Regards, Carl-Daniel
On Wed, Sep 30, 2009 at 01:17:03AM +0200, Carl-Daniel Hailfinger wrote:
Please note that coreboot uses its own set of POST codes which are totally independent of the POST codes your board may originally have had. In short, ignore any manuals (because they don't apply anymore) and grep for post_code or POST_CODE in coreboot instead. No idea how SeaBIOS sends POST codes, but "grep -ir post ." in the source directory should help you find out quickly.

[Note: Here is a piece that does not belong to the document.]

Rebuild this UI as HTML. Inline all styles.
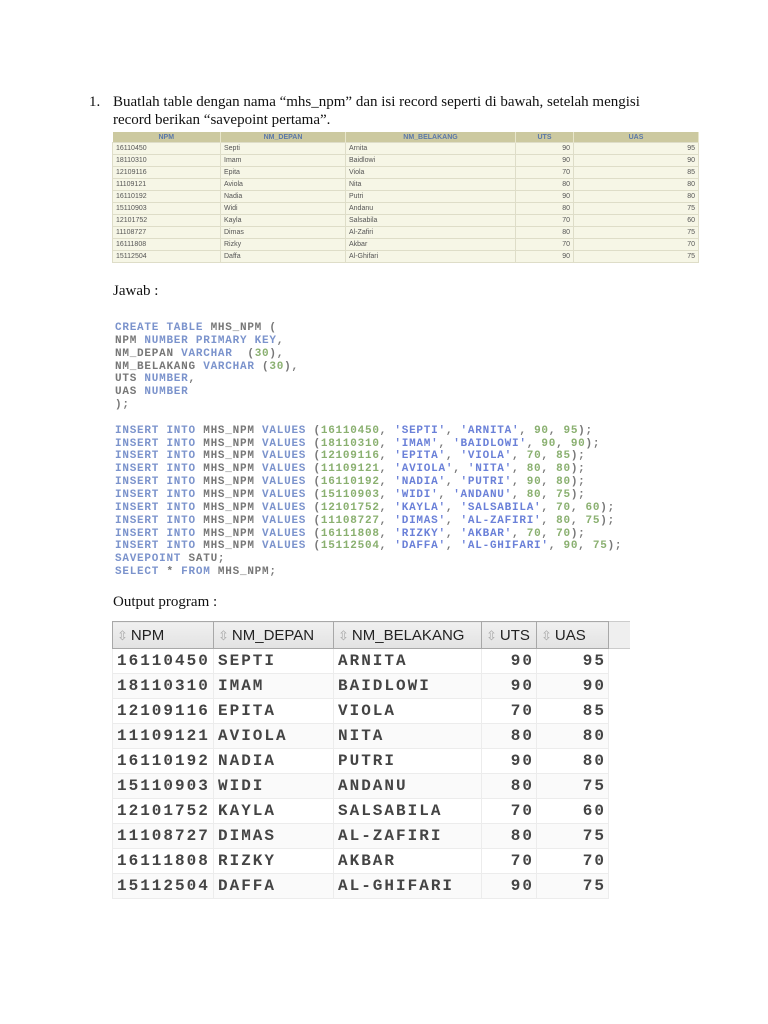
<!DOCTYPE html>
<html><head><meta charset="utf-8"><style>
body{margin:0;width:768px;height:1024px;background:#fff;position:relative;overflow:hidden;font-family:"Liberation Serif",serif;color:#111}
.t{position:absolute;font-size:15px;white-space:nowrap}
#t1{position:absolute;left:112px;top:132px;width:586px;border-collapse:collapse;font-family:"Liberation Sans",sans-serif;font-size:7px;color:#555;table-layout:fixed}
#t1 th{background:#ccc9a0;color:#5a78a8;height:10px;padding:0;font-weight:bold;border-right:1px solid #e8e6cc}
#t1 td{background:#f6f6e6;height:11px;padding:0 3px;border:1px solid #deddc8;line-height:10px}
#t1 td.r{text-align:right}
.code{position:absolute;left:115px;top:322px;font-family:"Liberation Mono",monospace;font-size:11px;letter-spacing:0.75px;line-height:12.85px;font-weight:bold;white-space:pre;color:#777}
.k{color:#7b93cc}.n{color:#8ab070}.s{color:#6a80d8}
#t2{position:absolute;left:112px;top:621px;border-collapse:collapse;table-layout:fixed}
#t2 th{height:26px;background:linear-gradient(#f0f0f0,#e2e2e2);border:1px solid #a8a8a8;font-family:"Liberation Sans",sans-serif;font-weight:normal;font-size:15px;color:#222;text-align:left;padding:0 4px;white-space:nowrap}
#t2 th span{color:#aaa;font-size:13px;margin-right:3px}
#t2 td{height:24px;border:1px solid #ececec;font-family:"Liberation Mono",monospace;font-size:16px;letter-spacing:2px;font-weight:bold;color:#444;padding:0 2px 0 4px;white-space:nowrap;overflow:hidden}
#t2 td.r{text-align:right}
#t2 tr.g td{background:#fafafa}
</style></head><body>
<div class="t" style="left:89px;top:94px">1.</div>
<div class="t" style="left:113px;top:94px">Buatlah table dengan nama “mhs_npm” dan isi record seperti di bawah, setelah mengisi</div>
<div class="t" style="left:113px;top:112px">record berikan “savepoint pertama”.</div>

<table id="t1">
<colgroup><col style="width:108px"><col style="width:125px"><col style="width:170px"><col style="width:58px"><col style="width:125px"></colgroup>
<tr><th>NPM</th><th>NM_DEPAN</th><th>NM_BELAKANG</th><th>UTS</th><th>UAS</th></tr>
<tr><td>16110450</td><td>Septi</td><td>Arnita</td><td class="r">90</td><td class="r">95</td></tr>
<tr><td>18110310</td><td>Imam</td><td>Baidlowi</td><td class="r">90</td><td class="r">90</td></tr>
<tr><td>12109116</td><td>Epita</td><td>Viola</td><td class="r">70</td><td class="r">85</td></tr>
<tr><td>11109121</td><td>Aviola</td><td>Nita</td><td class="r">80</td><td class="r">80</td></tr>
<tr><td>16110192</td><td>Nadia</td><td>Putri</td><td class="r">90</td><td class="r">80</td></tr>
<tr><td>15110903</td><td>Widi</td><td>Andanu</td><td class="r">80</td><td class="r">75</td></tr>
<tr><td>12101752</td><td>Kayla</td><td>Salsabila</td><td class="r">70</td><td class="r">60</td></tr>
<tr><td>11108727</td><td>Dimas</td><td>Al-Zafiri</td><td class="r">80</td><td class="r">75</td></tr>
<tr><td>16111808</td><td>Rizky</td><td>Akbar</td><td class="r">70</td><td class="r">70</td></tr>
<tr><td>15112504</td><td>Daffa</td><td>Al-Ghifari</td><td class="r">90</td><td class="r">75</td></tr>
</table>

<div class="t" style="left:113px;top:283px">Jawab :</div>

<div class="code"><span class="k">CREATE TABLE</span> MHS_NPM (
NPM <span class="k">NUMBER PRIMARY KEY</span>,
NM_DEPAN <span class="k">VARCHAR</span>  (<span class="n">30</span>),
NM_BELAKANG <span class="k">VARCHAR</span> (<span class="n">30</span>),
UTS <span class="k">NUMBER</span>,
UAS <span class="k">NUMBER</span>
);

<span class="k">INSERT INTO</span> MHS_NPM <span class="k">VALUES</span> (<span class="n">16110450</span>, <span class="s">'SEPTI'</span>, <span class="s">'ARNITA'</span>, <span class="n">90</span>, <span class="n">95</span>);
<span class="k">INSERT INTO</span> MHS_NPM <span class="k">VALUES</span> (<span class="n">18110310</span>, <span class="s">'IMAM'</span>, <span class="s">'BAIDLOWI'</span>, <span class="n">90</span>, <span class="n">90</span>);
<span class="k">INSERT INTO</span> MHS_NPM <span class="k">VALUES</span> (<span class="n">12109116</span>, <span class="s">'EPITA'</span>, <span class="s">'VIOLA'</span>, <span class="n">70</span>, <span class="n">85</span>);
<span class="k">INSERT INTO</span> MHS_NPM <span class="k">VALUES</span> (<span class="n">11109121</span>, <span class="s">'AVIOLA'</span>, <span class="s">'NITA'</span>, <span class="n">80</span>, <span class="n">80</span>);
<span class="k">INSERT INTO</span> MHS_NPM <span class="k">VALUES</span> (<span class="n">16110192</span>, <span class="s">'NADIA'</span>, <span class="s">'PUTRI'</span>, <span class="n">90</span>, <span class="n">80</span>);
<span class="k">INSERT INTO</span> MHS_NPM <span class="k">VALUES</span> (<span class="n">15110903</span>, <span class="s">'WIDI'</span>, <span class="s">'ANDANU'</span>, <span class="n">80</span>, <span class="n">75</span>);
<span class="k">INSERT INTO</span> MHS_NPM <span class="k">VALUES</span> (<span class="n">12101752</span>, <span class="s">'KAYLA'</span>, <span class="s">'SALSABILA'</span>, <span class="n">70</span>, <span class="n">60</span>);
<span class="k">INSERT INTO</span> MHS_NPM <span class="k">VALUES</span> (<span class="n">11108727</span>, <span class="s">'DIMAS'</span>, <span class="s">'AL-ZAFIRI'</span>, <span class="n">80</span>, <span class="n">75</span>);
<span class="k">INSERT INTO</span> MHS_NPM <span class="k">VALUES</span> (<span class="n">16111808</span>, <span class="s">'RIZKY'</span>, <span class="s">'AKBAR'</span>, <span class="n">70</span>, <span class="n">70</span>);
<span class="k">INSERT INTO</span> MHS_NPM <span class="k">VALUES</span> (<span class="n">15112504</span>, <span class="s">'DAFFA'</span>, <span class="s">'AL-GHIFARI'</span>, <span class="n">90</span>, <span class="n">75</span>);
<span class="k">SAVEPOINT</span> SATU;
<span class="k">SELECT</span> * <span class="k">FROM</span> MHS_NPM;</div>

<div class="t" style="left:113px;top:594px">Output program :</div>

<div style="position:absolute;left:608px;top:621px;width:22px;height:26px;background:#efefef;border-top:1px solid #ccc;border-bottom:1px solid #ccc"></div>
<table id="t2">
<colgroup><col style="width:101px"><col style="width:120px"><col style="width:148px"><col style="width:55px"><col style="width:72px"></colgroup>
<tr><th><span>⇳</span>NPM</th><th><span>⇳</span>NM_DEPAN</th><th><span>⇳</span>NM_BELAKANG</th><th><span>⇳</span>UTS</th><th><span>⇳</span>UAS</th></tr>
<tr><td>16110450</td><td>SEPTI</td><td>ARNITA</td><td class="r">90</td><td class="r">95</td></tr>
<tr class="g"><td>18110310</td><td>IMAM</td><td>BAIDLOWI</td><td class="r">90</td><td class="r">90</td></tr>
<tr><td>12109116</td><td>EPITA</td><td>VIOLA</td><td class="r">70</td><td class="r">85</td></tr>
<tr class="g"><td>11109121</td><td>AVIOLA</td><td>NITA</td><td class="r">80</td><td class="r">80</td></tr>
<tr><td>16110192</td><td>NADIA</td><td>PUTRI</td><td class="r">90</td><td class="r">80</td></tr>
<tr class="g"><td>15110903</td><td>WIDI</td><td>ANDANU</td><td class="r">80</td><td class="r">75</td></tr>
<tr><td>12101752</td><td>KAYLA</td><td>SALSABILA</td><td class="r">70</td><td class="r">60</td></tr>
<tr class="g"><td>11108727</td><td>DIMAS</td><td>AL-ZAFIRI</td><td class="r">80</td><td class="r">75</td></tr>
<tr><td>16111808</td><td>RIZKY</td><td>AKBAR</td><td class="r">70</td><td class="r">70</td></tr>
<tr class="g"><td>15112504</td><td>DAFFA</td><td>AL-GHIFARI</td><td class="r">90</td><td class="r">75</td></tr>
</table>
</body></html>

SeaBIOS doesn't use POST codes at all. SeaBIOS debugging info is only available via the serial port (though adding ehci debug support would be nice).
-Kevin
On 29.09.2009 17:31, Crankyadmin wrote:
Hi all,
Are these unique to the mainboard or are they generic of the bios in this case Coreboot? I have a build of coreboot that builds and then displays a few numbers and bombs out on FF. Does anybody know that FF is stands for?
Yes, it usually means that either the code called die() due to an uncaught error or it is not finding the ELF payload. Are you using CBFS or classic ELF payload?
Regards, Carl-Daniel
Seabios with CBFS.
On Tue, Sep 29, 2009 at 4:50 PM, Carl-Daniel Hailfinger < c-d.hailfinger.devel.2006@gmx.net> wrote:
On 29.09.2009 17:31, Crankyadmin wrote:
Hi all,
Are these unique to the mainboard or are they generic of the bios in this case Coreboot? I have a build of coreboot that builds and then displays a few numbers and bombs out on FF. Does anybody know that FF is stands for?
Yes, it usually means that either the code called die() due to an uncaught error or it is not finding the ELF payload. Are you using CBFS or classic ELF payload?